- **Stated goal**: Copy each line of the records that contains the word "this".

(Front-end source files)
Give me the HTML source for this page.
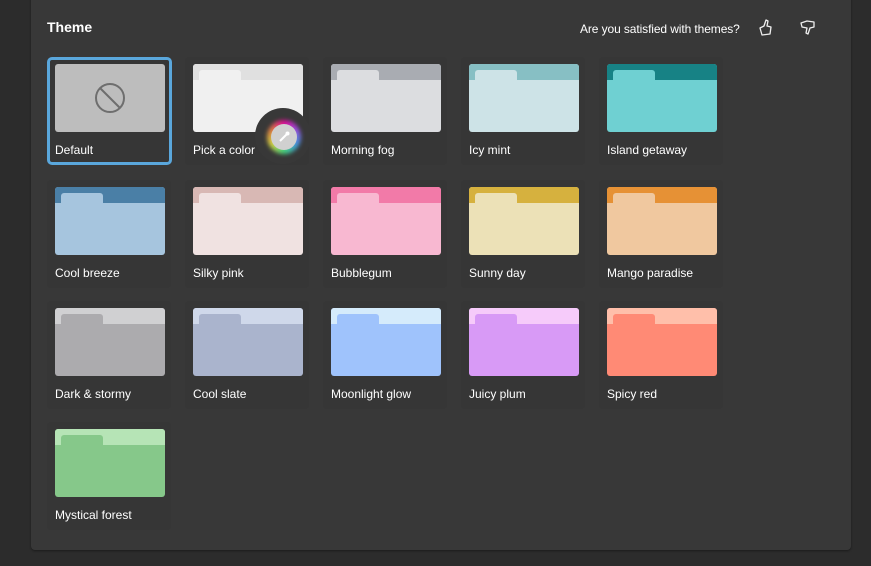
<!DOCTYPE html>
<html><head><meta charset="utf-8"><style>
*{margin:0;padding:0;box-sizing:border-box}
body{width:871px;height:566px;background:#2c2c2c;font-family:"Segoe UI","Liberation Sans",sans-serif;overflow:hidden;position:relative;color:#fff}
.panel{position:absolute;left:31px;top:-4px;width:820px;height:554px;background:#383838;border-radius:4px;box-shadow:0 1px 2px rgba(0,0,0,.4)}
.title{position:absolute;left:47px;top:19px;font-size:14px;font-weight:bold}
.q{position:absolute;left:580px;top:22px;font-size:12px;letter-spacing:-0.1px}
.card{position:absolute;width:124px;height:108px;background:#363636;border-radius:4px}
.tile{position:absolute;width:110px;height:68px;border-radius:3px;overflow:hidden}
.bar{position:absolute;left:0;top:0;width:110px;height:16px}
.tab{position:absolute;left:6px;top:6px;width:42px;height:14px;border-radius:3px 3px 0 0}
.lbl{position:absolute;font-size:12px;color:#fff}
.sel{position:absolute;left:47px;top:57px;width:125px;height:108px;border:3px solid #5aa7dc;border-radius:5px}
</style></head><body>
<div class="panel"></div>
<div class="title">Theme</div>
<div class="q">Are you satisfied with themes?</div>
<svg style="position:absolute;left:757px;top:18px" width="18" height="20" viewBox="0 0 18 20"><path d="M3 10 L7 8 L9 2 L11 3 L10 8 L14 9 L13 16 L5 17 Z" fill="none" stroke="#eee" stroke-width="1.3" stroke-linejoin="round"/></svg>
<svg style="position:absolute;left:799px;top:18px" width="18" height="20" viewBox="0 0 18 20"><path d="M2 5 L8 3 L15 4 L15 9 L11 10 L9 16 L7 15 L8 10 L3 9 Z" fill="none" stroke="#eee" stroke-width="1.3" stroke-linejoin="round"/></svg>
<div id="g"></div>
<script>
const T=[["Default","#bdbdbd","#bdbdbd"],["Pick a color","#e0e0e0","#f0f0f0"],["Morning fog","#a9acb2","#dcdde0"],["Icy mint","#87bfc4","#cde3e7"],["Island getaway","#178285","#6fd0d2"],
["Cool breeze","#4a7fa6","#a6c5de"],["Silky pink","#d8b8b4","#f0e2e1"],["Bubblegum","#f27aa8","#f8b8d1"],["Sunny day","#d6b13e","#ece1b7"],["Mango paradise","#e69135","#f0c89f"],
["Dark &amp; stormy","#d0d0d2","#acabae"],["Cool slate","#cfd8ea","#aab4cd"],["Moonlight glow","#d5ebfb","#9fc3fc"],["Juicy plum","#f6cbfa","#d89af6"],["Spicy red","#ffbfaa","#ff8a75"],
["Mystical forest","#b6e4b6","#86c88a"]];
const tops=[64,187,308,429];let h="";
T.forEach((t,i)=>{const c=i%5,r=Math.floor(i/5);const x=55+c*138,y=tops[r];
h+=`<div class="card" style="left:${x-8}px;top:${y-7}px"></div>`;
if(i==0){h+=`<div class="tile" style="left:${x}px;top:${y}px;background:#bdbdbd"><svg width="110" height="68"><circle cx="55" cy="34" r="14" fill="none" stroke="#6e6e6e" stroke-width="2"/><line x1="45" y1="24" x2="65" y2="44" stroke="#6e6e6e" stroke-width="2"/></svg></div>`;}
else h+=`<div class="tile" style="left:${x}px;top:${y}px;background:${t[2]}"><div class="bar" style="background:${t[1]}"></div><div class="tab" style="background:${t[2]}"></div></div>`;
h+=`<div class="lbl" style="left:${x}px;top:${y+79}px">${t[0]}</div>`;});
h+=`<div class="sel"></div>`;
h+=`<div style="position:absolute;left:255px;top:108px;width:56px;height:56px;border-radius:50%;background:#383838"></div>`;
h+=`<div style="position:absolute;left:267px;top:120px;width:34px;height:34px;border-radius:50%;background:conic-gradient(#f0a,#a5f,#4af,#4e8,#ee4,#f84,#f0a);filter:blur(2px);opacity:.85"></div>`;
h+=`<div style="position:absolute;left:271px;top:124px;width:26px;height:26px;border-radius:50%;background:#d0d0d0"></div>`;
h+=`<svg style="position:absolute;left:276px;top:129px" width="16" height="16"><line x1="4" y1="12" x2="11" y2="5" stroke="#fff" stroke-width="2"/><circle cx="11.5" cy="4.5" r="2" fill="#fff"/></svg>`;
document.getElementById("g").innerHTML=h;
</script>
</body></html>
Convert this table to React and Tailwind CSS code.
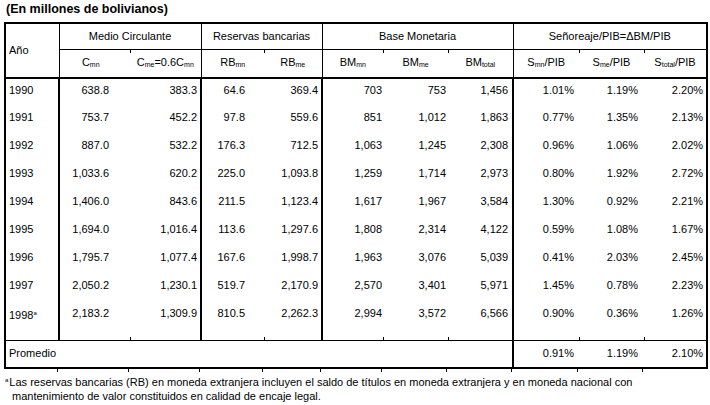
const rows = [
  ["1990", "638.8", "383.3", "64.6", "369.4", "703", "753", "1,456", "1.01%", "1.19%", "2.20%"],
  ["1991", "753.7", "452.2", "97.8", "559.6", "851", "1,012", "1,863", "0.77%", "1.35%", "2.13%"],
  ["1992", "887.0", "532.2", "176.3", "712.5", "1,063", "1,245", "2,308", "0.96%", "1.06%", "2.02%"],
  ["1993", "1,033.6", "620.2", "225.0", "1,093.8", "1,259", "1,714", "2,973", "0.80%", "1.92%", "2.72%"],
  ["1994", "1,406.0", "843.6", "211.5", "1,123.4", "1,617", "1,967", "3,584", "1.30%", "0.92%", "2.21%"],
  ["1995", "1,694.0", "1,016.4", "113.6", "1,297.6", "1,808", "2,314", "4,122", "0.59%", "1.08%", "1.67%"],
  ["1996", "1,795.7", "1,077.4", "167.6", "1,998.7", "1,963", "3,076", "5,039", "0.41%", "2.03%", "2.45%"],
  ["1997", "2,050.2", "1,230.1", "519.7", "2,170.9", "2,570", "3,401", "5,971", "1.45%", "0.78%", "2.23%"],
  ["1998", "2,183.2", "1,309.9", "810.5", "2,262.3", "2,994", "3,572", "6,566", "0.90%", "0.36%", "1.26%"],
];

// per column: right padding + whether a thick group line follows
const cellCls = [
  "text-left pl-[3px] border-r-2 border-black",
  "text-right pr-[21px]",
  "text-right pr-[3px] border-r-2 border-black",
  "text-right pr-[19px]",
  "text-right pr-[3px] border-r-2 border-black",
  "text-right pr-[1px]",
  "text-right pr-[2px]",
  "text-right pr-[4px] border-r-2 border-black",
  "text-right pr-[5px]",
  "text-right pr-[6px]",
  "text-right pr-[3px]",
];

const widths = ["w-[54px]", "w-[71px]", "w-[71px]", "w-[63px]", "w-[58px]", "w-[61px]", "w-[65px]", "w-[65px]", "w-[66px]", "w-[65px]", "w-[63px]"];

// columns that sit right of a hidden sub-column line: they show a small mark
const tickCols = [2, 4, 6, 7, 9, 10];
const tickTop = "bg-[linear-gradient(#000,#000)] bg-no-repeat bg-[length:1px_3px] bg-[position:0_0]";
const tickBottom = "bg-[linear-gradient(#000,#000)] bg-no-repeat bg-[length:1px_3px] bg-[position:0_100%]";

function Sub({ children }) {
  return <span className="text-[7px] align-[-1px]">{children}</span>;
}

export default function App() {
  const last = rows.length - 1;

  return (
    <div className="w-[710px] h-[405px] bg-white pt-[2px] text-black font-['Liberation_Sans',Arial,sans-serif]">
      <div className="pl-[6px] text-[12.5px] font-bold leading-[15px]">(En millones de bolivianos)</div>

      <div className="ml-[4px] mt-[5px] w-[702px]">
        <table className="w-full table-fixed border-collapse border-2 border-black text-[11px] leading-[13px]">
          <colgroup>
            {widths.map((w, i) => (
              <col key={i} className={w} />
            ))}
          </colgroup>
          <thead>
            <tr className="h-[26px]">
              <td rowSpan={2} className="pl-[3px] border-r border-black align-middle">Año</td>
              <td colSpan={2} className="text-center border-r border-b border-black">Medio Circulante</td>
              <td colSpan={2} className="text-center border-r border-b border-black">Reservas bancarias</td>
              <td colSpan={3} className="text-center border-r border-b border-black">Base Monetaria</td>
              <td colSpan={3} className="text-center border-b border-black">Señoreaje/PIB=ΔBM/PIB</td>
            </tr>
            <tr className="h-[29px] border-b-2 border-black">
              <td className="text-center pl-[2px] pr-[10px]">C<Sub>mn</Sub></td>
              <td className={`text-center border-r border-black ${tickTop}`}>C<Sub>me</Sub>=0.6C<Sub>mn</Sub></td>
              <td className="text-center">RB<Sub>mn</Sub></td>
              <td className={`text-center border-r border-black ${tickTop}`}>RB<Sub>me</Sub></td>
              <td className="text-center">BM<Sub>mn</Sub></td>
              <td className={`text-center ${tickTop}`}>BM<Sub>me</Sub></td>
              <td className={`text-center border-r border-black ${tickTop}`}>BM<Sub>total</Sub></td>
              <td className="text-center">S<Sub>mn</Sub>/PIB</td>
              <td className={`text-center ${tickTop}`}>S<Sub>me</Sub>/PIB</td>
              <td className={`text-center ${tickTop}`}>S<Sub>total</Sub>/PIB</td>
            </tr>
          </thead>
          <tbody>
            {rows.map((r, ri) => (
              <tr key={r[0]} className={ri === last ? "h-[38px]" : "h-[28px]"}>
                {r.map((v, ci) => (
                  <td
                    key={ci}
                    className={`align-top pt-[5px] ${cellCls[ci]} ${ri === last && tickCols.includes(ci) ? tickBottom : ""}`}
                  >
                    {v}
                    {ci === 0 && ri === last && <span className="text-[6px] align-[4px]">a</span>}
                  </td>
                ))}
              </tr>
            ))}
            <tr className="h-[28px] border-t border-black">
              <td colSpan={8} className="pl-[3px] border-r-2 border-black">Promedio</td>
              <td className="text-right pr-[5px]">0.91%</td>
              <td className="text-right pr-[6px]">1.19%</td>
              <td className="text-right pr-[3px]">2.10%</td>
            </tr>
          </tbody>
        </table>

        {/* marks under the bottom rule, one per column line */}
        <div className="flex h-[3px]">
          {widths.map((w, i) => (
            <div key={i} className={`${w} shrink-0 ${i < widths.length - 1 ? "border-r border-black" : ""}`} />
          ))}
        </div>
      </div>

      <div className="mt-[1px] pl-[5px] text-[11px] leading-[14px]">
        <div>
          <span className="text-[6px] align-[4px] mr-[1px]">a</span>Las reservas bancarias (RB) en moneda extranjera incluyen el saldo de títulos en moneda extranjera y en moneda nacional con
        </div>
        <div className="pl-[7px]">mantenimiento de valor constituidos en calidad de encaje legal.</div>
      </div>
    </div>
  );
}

- **Written response**:
Give me the HTML source for this page.
Convert this table to React and Tailwind CSS code.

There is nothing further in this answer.